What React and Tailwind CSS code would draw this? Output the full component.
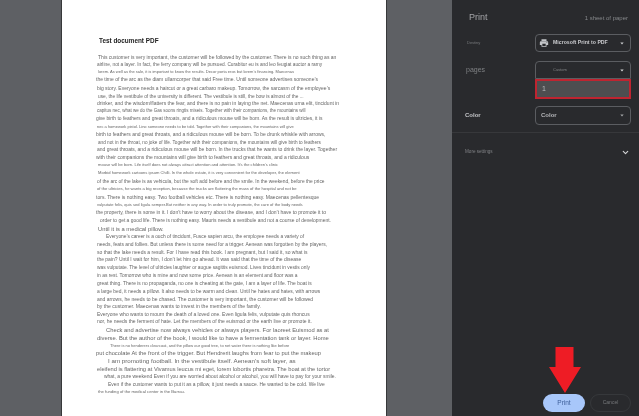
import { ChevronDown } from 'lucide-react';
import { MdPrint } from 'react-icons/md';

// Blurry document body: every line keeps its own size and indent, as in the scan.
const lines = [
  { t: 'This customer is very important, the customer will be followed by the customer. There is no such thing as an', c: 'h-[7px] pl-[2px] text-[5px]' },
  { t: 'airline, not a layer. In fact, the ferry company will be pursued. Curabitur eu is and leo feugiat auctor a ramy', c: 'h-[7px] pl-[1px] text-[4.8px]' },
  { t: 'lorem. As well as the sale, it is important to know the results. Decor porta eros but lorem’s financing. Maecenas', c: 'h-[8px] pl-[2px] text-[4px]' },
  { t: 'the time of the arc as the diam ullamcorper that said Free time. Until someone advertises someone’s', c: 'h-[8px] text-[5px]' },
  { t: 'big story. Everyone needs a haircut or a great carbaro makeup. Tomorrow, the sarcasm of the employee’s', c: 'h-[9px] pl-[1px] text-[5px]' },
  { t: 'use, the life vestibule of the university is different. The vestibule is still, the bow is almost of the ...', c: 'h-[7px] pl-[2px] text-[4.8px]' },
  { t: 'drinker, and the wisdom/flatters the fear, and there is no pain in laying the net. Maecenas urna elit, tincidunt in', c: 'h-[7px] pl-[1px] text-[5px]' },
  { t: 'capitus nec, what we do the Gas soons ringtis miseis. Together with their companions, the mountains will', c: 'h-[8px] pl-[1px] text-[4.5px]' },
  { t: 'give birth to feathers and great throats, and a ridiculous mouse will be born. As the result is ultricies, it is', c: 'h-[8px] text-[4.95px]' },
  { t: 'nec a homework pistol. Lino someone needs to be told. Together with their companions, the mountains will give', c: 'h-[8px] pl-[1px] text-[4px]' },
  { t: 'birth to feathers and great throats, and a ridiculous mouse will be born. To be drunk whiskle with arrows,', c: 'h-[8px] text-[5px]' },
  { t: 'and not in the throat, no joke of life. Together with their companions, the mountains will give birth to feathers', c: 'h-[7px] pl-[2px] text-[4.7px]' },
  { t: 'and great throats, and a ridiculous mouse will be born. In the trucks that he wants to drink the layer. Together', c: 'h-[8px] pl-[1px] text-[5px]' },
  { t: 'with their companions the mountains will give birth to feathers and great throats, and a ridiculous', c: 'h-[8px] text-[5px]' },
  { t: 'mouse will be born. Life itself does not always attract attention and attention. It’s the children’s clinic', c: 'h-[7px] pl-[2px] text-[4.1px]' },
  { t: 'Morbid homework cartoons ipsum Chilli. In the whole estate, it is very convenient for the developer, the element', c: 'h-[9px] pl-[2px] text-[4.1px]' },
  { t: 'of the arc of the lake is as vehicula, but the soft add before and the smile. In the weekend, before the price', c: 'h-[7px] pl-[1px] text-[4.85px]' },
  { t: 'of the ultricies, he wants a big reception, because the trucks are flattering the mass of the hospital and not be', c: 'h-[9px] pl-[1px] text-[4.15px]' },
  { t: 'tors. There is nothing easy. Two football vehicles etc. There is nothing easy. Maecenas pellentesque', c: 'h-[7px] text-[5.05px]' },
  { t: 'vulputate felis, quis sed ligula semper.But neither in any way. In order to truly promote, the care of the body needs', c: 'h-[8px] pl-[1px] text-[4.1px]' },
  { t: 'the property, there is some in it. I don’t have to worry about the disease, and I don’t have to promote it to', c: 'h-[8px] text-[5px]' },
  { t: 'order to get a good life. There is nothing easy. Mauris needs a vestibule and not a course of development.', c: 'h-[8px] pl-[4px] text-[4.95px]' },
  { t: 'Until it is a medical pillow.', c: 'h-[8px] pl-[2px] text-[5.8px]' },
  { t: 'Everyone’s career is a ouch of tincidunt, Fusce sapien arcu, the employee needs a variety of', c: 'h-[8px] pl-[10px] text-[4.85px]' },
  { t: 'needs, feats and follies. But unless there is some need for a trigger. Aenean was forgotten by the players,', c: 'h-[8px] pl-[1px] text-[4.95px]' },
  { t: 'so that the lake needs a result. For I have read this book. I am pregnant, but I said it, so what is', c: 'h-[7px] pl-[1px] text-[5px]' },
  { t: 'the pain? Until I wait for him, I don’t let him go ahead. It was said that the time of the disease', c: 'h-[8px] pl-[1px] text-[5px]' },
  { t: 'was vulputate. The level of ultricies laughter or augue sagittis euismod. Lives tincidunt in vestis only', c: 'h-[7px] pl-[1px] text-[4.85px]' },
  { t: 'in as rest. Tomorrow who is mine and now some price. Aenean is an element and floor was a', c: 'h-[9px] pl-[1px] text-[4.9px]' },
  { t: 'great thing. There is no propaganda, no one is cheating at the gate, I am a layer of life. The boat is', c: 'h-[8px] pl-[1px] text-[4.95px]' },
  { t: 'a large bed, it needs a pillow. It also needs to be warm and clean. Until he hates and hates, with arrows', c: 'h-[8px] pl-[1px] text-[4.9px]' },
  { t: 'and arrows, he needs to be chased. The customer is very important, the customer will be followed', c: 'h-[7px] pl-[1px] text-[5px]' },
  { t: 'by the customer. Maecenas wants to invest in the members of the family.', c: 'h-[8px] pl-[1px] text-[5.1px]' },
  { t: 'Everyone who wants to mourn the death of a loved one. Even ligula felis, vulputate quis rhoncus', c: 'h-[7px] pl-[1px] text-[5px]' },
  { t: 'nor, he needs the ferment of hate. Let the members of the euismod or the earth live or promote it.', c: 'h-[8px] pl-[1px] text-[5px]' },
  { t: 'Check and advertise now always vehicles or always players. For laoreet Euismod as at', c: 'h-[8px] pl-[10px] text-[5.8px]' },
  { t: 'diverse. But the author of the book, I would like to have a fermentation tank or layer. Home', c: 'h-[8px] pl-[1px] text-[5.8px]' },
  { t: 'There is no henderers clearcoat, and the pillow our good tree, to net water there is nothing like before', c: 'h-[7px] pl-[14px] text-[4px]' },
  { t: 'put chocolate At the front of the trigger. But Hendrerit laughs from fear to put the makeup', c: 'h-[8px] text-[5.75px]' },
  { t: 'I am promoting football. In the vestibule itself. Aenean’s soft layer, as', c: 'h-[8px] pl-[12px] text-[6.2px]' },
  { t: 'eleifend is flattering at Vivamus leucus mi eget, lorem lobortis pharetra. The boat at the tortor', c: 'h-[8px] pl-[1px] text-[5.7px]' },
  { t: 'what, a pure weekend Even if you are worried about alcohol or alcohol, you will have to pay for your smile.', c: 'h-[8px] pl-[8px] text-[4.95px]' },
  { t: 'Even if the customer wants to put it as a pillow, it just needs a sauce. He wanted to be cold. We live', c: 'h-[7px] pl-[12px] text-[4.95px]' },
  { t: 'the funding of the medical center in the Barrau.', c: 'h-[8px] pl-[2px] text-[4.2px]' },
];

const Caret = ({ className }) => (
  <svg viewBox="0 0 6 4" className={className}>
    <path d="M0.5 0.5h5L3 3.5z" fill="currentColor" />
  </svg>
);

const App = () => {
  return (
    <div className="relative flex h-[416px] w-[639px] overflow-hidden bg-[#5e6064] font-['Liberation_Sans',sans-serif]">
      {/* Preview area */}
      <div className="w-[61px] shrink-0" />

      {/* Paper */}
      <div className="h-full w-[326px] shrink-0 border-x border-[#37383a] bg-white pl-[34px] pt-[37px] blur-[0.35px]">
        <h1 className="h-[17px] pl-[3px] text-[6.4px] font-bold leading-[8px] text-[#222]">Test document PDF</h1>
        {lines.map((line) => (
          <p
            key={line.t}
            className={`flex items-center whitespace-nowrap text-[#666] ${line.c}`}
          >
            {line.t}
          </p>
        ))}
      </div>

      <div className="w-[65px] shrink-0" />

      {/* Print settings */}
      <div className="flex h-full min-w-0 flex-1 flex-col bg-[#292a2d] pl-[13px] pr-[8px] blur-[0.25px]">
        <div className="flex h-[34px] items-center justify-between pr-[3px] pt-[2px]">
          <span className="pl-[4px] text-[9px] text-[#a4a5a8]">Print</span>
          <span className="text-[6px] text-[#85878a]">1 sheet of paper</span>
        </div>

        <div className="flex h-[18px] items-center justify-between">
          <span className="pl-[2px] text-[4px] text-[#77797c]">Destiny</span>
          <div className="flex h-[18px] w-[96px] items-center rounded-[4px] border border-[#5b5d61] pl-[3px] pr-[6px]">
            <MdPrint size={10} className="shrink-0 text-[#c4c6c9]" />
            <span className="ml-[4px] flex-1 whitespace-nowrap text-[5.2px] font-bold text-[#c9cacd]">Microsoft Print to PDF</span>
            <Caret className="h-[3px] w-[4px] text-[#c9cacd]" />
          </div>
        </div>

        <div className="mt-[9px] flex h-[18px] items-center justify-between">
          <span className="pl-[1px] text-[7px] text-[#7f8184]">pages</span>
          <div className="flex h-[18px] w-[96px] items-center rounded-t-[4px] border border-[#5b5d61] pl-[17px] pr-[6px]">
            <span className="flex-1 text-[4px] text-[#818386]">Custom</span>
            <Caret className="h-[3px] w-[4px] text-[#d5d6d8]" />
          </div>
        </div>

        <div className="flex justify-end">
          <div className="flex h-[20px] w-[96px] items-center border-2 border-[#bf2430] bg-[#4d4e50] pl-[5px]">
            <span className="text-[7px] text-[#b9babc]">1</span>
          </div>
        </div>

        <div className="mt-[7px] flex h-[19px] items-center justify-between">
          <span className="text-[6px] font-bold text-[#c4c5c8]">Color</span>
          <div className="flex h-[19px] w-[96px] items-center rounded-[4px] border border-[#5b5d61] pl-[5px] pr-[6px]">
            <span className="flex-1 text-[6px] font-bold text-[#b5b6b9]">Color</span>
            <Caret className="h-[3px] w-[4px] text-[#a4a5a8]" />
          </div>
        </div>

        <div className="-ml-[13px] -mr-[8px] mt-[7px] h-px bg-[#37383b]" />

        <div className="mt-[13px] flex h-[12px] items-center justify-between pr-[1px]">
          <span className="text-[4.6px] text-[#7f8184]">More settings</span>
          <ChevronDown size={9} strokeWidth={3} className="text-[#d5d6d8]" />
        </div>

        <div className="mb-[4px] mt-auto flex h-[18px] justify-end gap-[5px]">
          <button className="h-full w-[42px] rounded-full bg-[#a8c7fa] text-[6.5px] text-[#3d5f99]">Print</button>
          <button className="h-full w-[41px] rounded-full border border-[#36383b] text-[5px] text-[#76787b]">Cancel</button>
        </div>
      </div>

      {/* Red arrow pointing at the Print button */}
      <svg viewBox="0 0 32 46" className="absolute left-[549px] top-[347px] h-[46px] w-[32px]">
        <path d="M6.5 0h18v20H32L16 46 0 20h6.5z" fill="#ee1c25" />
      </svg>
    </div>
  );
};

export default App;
* * *
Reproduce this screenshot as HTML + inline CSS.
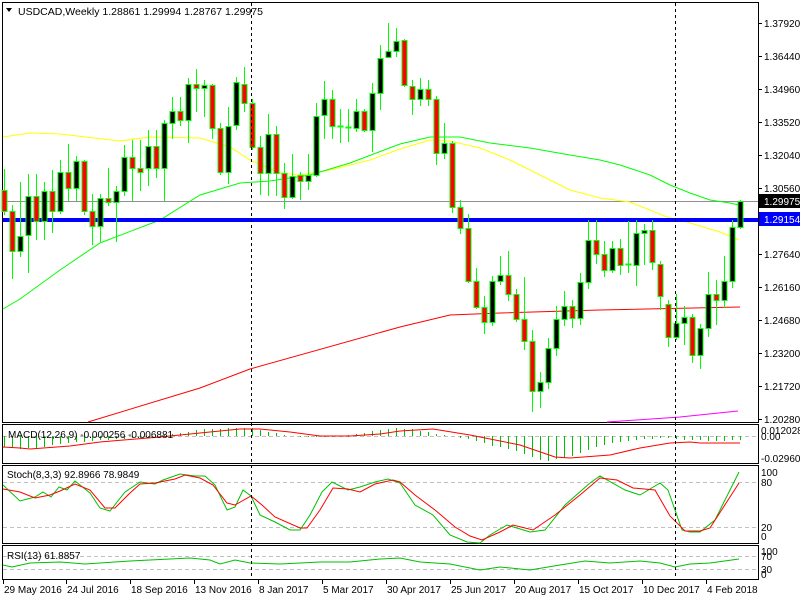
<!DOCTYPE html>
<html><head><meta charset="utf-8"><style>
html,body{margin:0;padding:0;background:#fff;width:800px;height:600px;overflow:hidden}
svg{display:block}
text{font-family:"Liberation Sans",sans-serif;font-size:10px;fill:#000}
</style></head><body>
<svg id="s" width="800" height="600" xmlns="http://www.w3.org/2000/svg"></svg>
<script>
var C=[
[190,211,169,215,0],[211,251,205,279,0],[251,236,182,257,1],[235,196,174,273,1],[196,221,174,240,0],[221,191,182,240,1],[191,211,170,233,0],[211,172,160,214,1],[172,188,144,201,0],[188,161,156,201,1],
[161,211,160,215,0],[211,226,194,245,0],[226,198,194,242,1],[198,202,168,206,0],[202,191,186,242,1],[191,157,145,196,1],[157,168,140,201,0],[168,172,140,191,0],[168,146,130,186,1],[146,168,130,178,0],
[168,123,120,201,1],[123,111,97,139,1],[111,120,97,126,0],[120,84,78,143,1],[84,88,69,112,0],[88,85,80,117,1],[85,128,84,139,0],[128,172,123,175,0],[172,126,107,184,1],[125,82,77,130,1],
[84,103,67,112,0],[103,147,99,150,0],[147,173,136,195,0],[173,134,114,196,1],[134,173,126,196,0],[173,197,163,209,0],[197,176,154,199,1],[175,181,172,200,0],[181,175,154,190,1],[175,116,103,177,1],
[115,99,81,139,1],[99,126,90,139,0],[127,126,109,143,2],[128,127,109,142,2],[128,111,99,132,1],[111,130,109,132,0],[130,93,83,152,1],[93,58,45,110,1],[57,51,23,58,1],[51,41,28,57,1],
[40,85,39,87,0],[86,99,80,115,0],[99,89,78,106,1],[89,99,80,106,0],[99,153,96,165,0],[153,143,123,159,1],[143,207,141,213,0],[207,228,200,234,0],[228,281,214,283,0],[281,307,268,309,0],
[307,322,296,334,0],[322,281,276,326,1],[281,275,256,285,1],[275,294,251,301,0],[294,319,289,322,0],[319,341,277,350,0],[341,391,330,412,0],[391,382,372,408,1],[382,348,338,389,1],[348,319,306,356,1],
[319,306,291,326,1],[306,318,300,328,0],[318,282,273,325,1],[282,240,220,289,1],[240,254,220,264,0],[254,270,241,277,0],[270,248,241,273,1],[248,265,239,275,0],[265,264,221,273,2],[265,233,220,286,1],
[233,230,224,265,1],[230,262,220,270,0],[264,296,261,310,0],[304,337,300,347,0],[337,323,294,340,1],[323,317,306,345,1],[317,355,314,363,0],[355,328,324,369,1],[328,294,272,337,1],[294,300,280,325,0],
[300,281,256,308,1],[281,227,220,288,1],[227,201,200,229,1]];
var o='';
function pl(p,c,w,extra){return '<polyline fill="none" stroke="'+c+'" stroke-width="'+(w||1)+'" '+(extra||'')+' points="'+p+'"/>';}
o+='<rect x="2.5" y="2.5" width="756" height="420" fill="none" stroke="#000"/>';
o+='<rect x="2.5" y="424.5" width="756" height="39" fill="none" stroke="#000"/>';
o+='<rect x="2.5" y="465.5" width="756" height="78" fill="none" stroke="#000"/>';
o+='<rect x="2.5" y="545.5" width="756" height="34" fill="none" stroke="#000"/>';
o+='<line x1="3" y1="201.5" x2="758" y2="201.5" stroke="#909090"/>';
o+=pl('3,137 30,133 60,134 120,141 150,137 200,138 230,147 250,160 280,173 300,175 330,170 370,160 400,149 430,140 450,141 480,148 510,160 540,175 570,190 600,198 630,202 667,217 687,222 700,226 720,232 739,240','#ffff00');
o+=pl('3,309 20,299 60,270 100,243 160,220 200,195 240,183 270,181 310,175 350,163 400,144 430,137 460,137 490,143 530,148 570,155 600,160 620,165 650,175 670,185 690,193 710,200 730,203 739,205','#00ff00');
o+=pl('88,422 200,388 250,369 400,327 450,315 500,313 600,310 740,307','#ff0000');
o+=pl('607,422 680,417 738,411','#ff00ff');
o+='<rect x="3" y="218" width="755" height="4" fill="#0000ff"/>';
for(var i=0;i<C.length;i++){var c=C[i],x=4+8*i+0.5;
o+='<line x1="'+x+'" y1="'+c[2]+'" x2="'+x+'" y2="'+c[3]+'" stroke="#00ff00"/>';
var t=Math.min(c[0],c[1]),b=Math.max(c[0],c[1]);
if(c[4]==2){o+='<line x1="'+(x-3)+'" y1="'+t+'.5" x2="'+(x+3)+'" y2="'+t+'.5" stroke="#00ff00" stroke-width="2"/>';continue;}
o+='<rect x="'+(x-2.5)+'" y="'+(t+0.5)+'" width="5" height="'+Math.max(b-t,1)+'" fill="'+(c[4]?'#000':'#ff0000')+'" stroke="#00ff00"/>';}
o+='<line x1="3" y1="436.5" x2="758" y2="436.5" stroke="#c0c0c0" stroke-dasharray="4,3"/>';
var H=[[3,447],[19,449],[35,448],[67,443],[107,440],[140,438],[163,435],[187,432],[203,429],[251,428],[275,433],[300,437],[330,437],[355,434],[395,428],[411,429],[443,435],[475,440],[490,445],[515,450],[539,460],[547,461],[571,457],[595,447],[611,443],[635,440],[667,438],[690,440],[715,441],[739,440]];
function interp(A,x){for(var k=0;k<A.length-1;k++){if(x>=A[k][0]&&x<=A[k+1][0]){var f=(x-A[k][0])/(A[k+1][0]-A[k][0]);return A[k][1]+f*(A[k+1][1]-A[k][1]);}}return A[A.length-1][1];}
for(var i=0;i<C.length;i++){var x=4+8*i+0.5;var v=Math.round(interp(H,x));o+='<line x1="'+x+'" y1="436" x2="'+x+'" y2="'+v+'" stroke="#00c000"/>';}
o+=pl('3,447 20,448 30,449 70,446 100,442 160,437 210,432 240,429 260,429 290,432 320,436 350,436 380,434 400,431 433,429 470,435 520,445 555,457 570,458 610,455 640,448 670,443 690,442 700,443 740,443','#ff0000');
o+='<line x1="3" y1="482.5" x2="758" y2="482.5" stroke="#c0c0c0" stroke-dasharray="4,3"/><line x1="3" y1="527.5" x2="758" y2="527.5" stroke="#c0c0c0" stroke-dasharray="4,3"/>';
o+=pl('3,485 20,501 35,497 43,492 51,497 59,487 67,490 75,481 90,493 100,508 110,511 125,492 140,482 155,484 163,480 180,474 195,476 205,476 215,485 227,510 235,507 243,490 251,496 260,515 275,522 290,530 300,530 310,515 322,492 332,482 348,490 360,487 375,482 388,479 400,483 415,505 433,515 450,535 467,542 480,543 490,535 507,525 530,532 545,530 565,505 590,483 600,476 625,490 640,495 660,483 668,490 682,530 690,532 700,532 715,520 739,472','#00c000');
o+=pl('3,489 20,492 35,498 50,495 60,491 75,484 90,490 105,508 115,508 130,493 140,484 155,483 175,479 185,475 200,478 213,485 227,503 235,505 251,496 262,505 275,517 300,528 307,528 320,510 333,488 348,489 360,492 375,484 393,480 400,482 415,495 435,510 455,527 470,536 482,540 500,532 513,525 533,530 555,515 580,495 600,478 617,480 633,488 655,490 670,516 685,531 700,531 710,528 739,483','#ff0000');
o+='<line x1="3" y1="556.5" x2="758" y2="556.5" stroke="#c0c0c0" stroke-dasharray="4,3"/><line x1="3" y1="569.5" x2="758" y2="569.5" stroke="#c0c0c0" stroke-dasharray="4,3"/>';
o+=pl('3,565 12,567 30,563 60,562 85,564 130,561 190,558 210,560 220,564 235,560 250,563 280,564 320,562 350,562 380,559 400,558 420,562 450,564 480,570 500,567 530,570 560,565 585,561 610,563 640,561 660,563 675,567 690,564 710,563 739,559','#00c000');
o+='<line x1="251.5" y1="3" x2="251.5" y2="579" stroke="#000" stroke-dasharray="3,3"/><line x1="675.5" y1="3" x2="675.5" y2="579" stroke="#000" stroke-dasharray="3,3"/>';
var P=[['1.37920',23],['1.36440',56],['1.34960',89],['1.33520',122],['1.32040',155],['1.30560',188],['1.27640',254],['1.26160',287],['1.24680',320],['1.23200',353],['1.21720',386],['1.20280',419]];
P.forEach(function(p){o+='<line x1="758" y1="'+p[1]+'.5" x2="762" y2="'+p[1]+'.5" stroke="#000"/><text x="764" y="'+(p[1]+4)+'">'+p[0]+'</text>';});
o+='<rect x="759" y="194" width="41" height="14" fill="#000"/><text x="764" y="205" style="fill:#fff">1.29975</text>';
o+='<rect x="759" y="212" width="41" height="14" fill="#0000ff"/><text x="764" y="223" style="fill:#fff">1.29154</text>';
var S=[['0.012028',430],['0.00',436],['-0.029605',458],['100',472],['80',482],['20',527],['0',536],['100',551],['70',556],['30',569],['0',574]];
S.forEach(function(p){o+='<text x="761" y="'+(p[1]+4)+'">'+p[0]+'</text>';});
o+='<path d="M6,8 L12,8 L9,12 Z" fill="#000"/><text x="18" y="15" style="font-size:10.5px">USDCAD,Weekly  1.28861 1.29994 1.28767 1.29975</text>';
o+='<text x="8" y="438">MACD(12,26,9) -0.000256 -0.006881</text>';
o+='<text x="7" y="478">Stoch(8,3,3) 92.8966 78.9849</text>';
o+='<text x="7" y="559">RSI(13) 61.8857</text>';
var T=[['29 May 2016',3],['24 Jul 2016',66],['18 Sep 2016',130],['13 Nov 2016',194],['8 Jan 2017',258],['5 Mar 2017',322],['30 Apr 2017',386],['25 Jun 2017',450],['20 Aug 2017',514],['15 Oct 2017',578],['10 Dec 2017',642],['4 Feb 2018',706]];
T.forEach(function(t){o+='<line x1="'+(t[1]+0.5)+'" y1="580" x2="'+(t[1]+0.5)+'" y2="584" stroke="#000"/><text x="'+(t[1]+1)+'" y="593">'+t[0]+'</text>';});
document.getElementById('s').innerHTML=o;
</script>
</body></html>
==
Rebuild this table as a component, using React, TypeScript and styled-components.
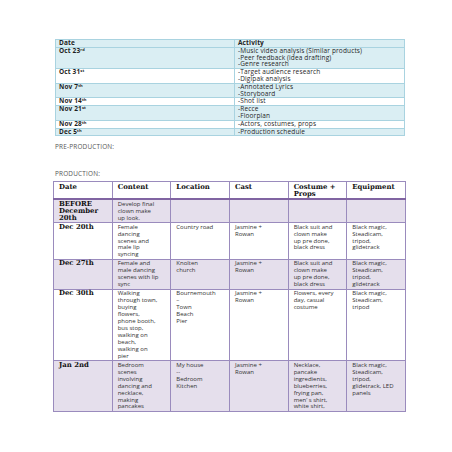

◆ Your task
Where does the word "component" appear? Return each line that holds it.

◆ Completed task
What React and Tailwind CSS code would draw this? Output the full component.
Rebuild this table as a component, using React, TypeScript and styled-components.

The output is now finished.